TCP Slow Start, Congestion Avoidance, Fast Retransmit, and Fast Recovery Algorithms
- State the problem the paper is trying to solve.
The main problem the paper is trying to document four intertwined algorithms that are
contained in modern implementations of TCP.
- State the main contribution of the paper: solving a new problem, proposing a
new algorithm, or presenting a new evaluation (analysis). If a new problem, why
was the problem important? Is the problem still important today? Will the
problem be important tomorrow? If a new algorithm or new
evaluation (analysis), what are the improvements over previous algorithms or
evaluations? How do they come up with the new algorithm or evaluation?
The main contribution of the paper is that it presents four intertwined arguments in TCP
that have never been formally documented before. This is not a new problem since
documentation is very important in order for standards to propagate through the Internet
community and allow for their rapid and widespread implementation. These algorithms are
still relevant today because they are probably still incorporated into TCP to prevent
congestion and to allow faster throughput in the high traffic modern Internet. Slow start
and Congestion Avoidance were implemented due to RFC 1122 Fast Retransmit and Fast
Recovery were implemented after RFC 1122. They were developed originally Van Jacobson and
the author is documenting how they work.
Slow start is used to correct for problems that arise when a sender injects multiple
segments up to a window size advertised by the receiver into a network of different
routers and slower links. Congestion avoidance is used to deal with lost packets that
occur when data arrives on a big pipe and gets sent out of a smaller pipe or when
multiple input streams arrive at a router whose output capacity is less than
the sum of the pipes. Fast retransmit is used to indicate that a segment is lost when
three or more duplicate ACKs are received in a row, and initiates retransmission with
waiting for a retransmission timer to expire. Fast recovery is used to start congestion
avoidance after fast retransmit instead of slow start. This allow high throughput under
- Summarize the (at most) 3 key main ideas (each in 1 sentence.)
The three 3 key main ideas are: (1) Slow start works by progressively incrementing the
congestion window exponentially after successive successful ACKs are received. (2)
In contrast, congestion avoidance increments the congestion window linearly and is used to
deal with lost packets. (3) Fast Retransmit and Fast recovery deal with special cases in
which a segment is lost rather than out of order and allows the segment to retransmitted
quickly and allows normal transmission to recover quickly.
- Critique the main contribution
A criticism of the contribution is that it does not account for Security concerns that may
arise due to these new algorithms. Someone may exploit these congestion management
algorithms to purposely halt an internet sender or receiver. The fact that these are left
out are mentioned at the end of the paper.
- Rate the significance of the paper on a scale of 5
(breakthrough), 4 (significant contribution), 3 (modest contribution), 2
(incremental contribution), 1 (no contribution or negative contribution).
Explain your rating in a sentence or two.
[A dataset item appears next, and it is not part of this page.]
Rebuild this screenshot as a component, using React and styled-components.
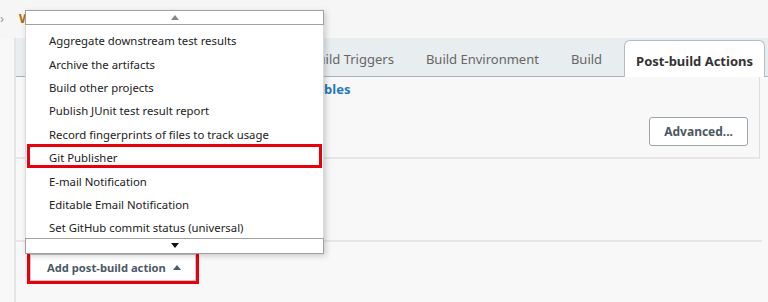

I would give this paper a rating of 3 and see it as a modest contribution because by
outlining these four new algorithms clearly and succintly, it allows for both their rapid
implementation and also easy improvement by critics who are exposed to the implementation.
This was clearly an improvement that was needed given the congestions that warranted the
creation of the algorithms and their usefulness is seen by their rapid adoption before
even their widespread documentation.
- Rate how convincing the methodology is: how do the authors justify the solution approach
or evaluation? Do the authors use arguments, analyses, experiments, simulations, or a combination of
them? Do the claims and conclusions follow from the arguments, analyses or experiments? Are the
assumptions realistic (at the time of the research)? Are the assumptions still valid today? Are the
experiments well designed? Are there different experiments that would be more convincing? Are there
other alternatives the authors should have considered? (And, of course, is the paper free of
To be convinced of the effectiveness of these algorithms, one only needs to look at their
rapid deployment into common TCP implementations like BSD. Not only did they get
implemented before their documentation, but their widespread dispersal was caused by the
requirement for their inclusion by RFC 1122 which is evidence enough that they are very
useful. This real-world empirical evidence is enough to prove that these algorithms should
be seen as important.
- What is the most important limitation of the approach?
The limitation of this approach is that it does not compare this algorithm with other
algoritms. It assumes it is the best only because it is the most widespread. This can
frequently be the case but it is not necessarily always the case. The status quo may be
seen as a good solution, but their might be another solution that no one has considered.
Whether or not someone seeks the better solution depends on whether or not the current
solution is suitable for the demands currently put upon it.
- What lessons should researchers and builders take away from this work. What (if any)
questions does this work leave open?
The lessons researchers should take from this work is that effective algorithm development
can be developed in the real world as it is needed. It may be implemented long before it
is documented and may turn out to be a good solution by its wide acceptance before it is
carefully analyzed. The questions this work leaves open is of course, what would happen if
these algorithms were analyzed with other algorithms that may be used in their place. How
do they perform against other similar algorithms? Also, as mentioned earlier, what are the
security issues faced by the current implementations.